EXERCISE DETAILS -
Transcribe every entry word for word, but skip the images.

(Records excerpted from a collection)
--------------------

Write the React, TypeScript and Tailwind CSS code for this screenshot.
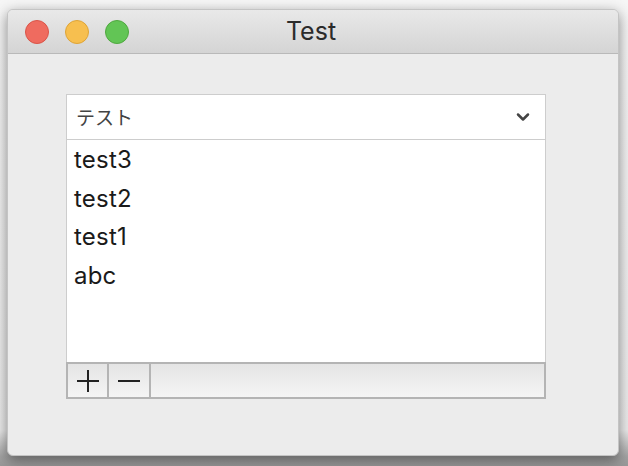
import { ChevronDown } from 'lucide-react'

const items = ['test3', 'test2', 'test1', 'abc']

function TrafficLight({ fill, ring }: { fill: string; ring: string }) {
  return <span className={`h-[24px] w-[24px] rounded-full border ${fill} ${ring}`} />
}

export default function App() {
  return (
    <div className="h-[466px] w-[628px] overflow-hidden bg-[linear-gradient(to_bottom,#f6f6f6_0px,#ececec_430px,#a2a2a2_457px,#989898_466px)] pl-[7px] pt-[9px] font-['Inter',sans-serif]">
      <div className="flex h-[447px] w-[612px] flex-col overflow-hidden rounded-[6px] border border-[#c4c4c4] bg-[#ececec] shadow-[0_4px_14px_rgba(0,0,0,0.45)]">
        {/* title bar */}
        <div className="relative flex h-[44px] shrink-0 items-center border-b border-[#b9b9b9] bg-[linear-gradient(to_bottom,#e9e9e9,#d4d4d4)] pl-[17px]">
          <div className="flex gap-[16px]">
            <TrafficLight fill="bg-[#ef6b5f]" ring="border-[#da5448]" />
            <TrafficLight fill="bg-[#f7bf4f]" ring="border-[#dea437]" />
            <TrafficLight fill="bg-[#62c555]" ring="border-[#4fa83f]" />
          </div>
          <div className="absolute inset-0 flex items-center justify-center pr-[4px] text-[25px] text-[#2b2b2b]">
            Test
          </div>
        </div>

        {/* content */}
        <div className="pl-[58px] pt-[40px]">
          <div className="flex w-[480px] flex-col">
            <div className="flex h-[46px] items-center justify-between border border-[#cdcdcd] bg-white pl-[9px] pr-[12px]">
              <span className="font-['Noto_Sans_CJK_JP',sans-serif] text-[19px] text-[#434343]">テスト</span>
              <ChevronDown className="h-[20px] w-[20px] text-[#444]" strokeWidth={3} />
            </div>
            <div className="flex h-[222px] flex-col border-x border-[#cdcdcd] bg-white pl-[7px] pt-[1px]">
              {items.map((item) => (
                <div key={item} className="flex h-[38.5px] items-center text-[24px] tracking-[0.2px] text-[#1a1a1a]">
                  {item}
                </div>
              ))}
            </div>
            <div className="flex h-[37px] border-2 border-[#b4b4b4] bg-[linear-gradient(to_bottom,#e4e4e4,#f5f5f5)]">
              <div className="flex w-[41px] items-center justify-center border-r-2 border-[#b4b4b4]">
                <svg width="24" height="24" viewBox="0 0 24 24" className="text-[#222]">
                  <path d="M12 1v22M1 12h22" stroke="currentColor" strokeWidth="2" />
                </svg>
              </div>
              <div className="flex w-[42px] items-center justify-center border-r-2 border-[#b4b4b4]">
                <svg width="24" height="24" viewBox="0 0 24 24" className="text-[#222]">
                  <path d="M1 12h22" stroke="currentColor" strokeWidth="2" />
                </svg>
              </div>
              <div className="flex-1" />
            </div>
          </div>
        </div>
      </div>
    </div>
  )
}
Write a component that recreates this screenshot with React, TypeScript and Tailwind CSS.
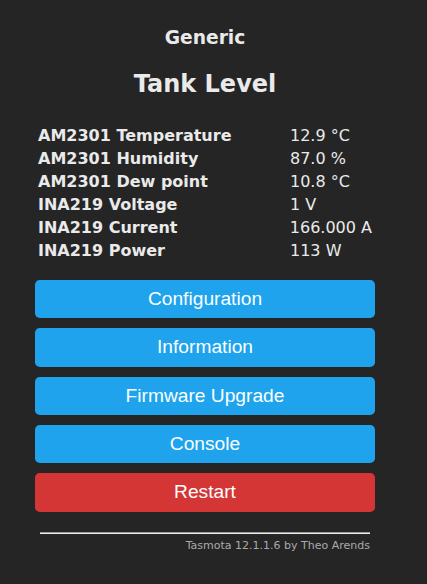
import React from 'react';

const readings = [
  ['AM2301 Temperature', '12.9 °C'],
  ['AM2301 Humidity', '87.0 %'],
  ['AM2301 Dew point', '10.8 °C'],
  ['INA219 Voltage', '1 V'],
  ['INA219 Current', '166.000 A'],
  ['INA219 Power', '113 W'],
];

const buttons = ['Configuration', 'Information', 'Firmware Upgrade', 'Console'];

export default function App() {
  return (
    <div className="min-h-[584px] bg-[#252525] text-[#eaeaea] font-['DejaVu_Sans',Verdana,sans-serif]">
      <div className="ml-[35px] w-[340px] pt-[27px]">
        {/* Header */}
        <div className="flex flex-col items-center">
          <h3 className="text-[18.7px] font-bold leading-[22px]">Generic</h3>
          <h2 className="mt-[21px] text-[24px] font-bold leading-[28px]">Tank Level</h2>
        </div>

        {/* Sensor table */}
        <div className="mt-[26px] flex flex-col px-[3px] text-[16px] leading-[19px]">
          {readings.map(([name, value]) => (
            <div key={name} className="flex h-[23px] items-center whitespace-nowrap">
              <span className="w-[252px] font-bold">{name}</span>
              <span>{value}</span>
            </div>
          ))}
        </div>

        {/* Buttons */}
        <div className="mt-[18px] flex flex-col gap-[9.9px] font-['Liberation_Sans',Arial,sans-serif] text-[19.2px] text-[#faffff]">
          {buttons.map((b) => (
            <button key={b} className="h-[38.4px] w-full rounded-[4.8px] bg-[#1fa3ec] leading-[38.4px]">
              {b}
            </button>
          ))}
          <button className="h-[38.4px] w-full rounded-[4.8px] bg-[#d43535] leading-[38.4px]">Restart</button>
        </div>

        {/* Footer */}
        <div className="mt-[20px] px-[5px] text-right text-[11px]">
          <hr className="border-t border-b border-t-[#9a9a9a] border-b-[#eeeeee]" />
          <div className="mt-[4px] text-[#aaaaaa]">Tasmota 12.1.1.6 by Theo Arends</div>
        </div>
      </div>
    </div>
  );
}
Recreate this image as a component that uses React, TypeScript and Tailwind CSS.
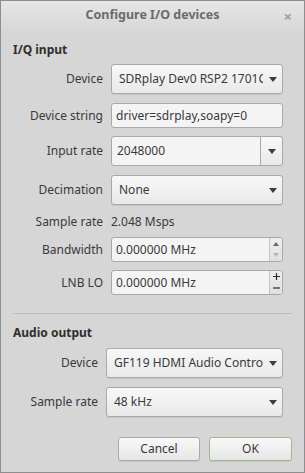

--------------------

TASK SOLUTION -
Write the React, TypeScript and Tailwind CSS code for this screenshot.
import { ChevronDown } from 'lucide-react'

const items = ['test3', 'test2', 'test1', 'abc']

function TrafficLight({ fill, ring }: { fill: string; ring: string }) {
  return <span className={`h-[24px] w-[24px] rounded-full border ${fill} ${ring}`} />
}

export default function App() {
  return (
    <div className="h-[466px] w-[628px] overflow-hidden bg-[linear-gradient(to_bottom,#f6f6f6_0px,#ececec_430px,#a2a2a2_457px,#989898_466px)] pl-[7px] pt-[9px] font-['Inter',sans-serif]">
      <div className="flex h-[447px] w-[612px] flex-col overflow-hidden rounded-[6px] border border-[#c4c4c4] bg-[#ececec] shadow-[0_4px_14px_rgba(0,0,0,0.45)]">
        {/* title bar */}
        <div className="relative flex h-[44px] shrink-0 items-center border-b border-[#b9b9b9] bg-[linear-gradient(to_bottom,#e9e9e9,#d4d4d4)] pl-[17px]">
          <div className="flex gap-[16px]">
            <TrafficLight fill="bg-[#ef6b5f]" ring="border-[#da5448]" />
            <TrafficLight fill="bg-[#f7bf4f]" ring="border-[#dea437]" />
            <TrafficLight fill="bg-[#62c555]" ring="border-[#4fa83f]" />
          </div>
          <div className="absolute inset-0 flex items-center justify-center pr-[4px] text-[25px] text-[#2b2b2b]">
            Test
          </div>
        </div>

        {/* content */}
        <div className="pl-[58px] pt-[40px]">
          <div className="flex w-[480px] flex-col">
            <div className="flex h-[46px] items-center justify-between border border-[#cdcdcd] bg-white pl-[9px] pr-[12px]">
              <span className="font-['Noto_Sans_CJK_JP',sans-serif] text-[19px] text-[#434343]">テスト</span>
              <ChevronDown className="h-[20px] w-[20px] text-[#444]" strokeWidth={3} />
            </div>
            <div className="flex h-[222px] flex-col border-x border-[#cdcdcd] bg-white pl-[7px] pt-[1px]">
              {items.map((item) => (
                <div key={item} className="flex h-[38.5px] items-center text-[24px] tracking-[0.2px] text-[#1a1a1a]">
                  {item}
                </div>
              ))}
            </div>
            <div className="flex h-[37px] border-2 border-[#b4b4b4] bg-[linear-gradient(to_bottom,#e4e4e4,#f5f5f5)]">
              <div className="flex w-[41px] items-center justify-center border-r-2 border-[#b4b4b4]">
                <svg width="24" height="24" viewBox="0 0 24 24" className="text-[#222]">
                  <path d="M12 1v22M1 12h22" stroke="currentColor" strokeWidth="2" />
                </svg>
              </div>
              <div className="flex w-[42px] items-center justify-center border-r-2 border-[#b4b4b4]">
                <svg width="24" height="24" viewBox="0 0 24 24" className="text-[#222]">
                  <path d="M1 12h22" stroke="currentColor" strokeWidth="2" />
                </svg>
              </div>
              <div className="flex-1" />
            </div>
          </div>
        </div>
      </div>
    </div>
  )
}
Write a component that recreates this screenshot with React, TypeScript and Tailwind CSS.
import React from 'react';

const readings = [
  ['AM2301 Temperature', '12.9 °C'],
  ['AM2301 Humidity', '87.0 %'],
  ['AM2301 Dew point', '10.8 °C'],
  ['INA219 Voltage', '1 V'],
  ['INA219 Current', '166.000 A'],
  ['INA219 Power', '113 W'],
];

const buttons = ['Configuration', 'Information', 'Firmware Upgrade', 'Console'];

export default function App() {
  return (
    <div className="min-h-[584px] bg-[#252525] text-[#eaeaea] font-['DejaVu_Sans',Verdana,sans-serif]">
      <div className="ml-[35px] w-[340px] pt-[27px]">
        {/* Header */}
        <div className="flex flex-col items-center">
          <h3 className="text-[18.7px] font-bold leading-[22px]">Generic</h3>
          <h2 className="mt-[21px] text-[24px] font-bold leading-[28px]">Tank Level</h2>
        </div>

        {/* Sensor table */}
        <div className="mt-[26px] flex flex-col px-[3px] text-[16px] leading-[19px]">
          {readings.map(([name, value]) => (
            <div key={name} className="flex h-[23px] items-center whitespace-nowrap">
              <span className="w-[252px] font-bold">{name}</span>
              <span>{value}</span>
            </div>
          ))}
        </div>

        {/* Buttons */}
        <div className="mt-[18px] flex flex-col gap-[9.9px] font-['Liberation_Sans',Arial,sans-serif] text-[19.2px] text-[#faffff]">
          {buttons.map((b) => (
            <button key={b} className="h-[38.4px] w-full rounded-[4.8px] bg-[#1fa3ec] leading-[38.4px]">
              {b}
            </button>
          ))}
          <button className="h-[38.4px] w-full rounded-[4.8px] bg-[#d43535] leading-[38.4px]">Restart</button>
        </div>

        {/* Footer */}
        <div className="mt-[20px] px-[5px] text-right text-[11px]">
          <hr className="border-t border-b border-t-[#9a9a9a] border-b-[#eeeeee]" />
          <div className="mt-[4px] text-[#aaaaaa]">Tasmota 12.1.1.6 by Theo Arends</div>
        </div>
      </div>
    </div>
  );
}
Recreate this image as a component that uses React, TypeScript and Tailwind CSS.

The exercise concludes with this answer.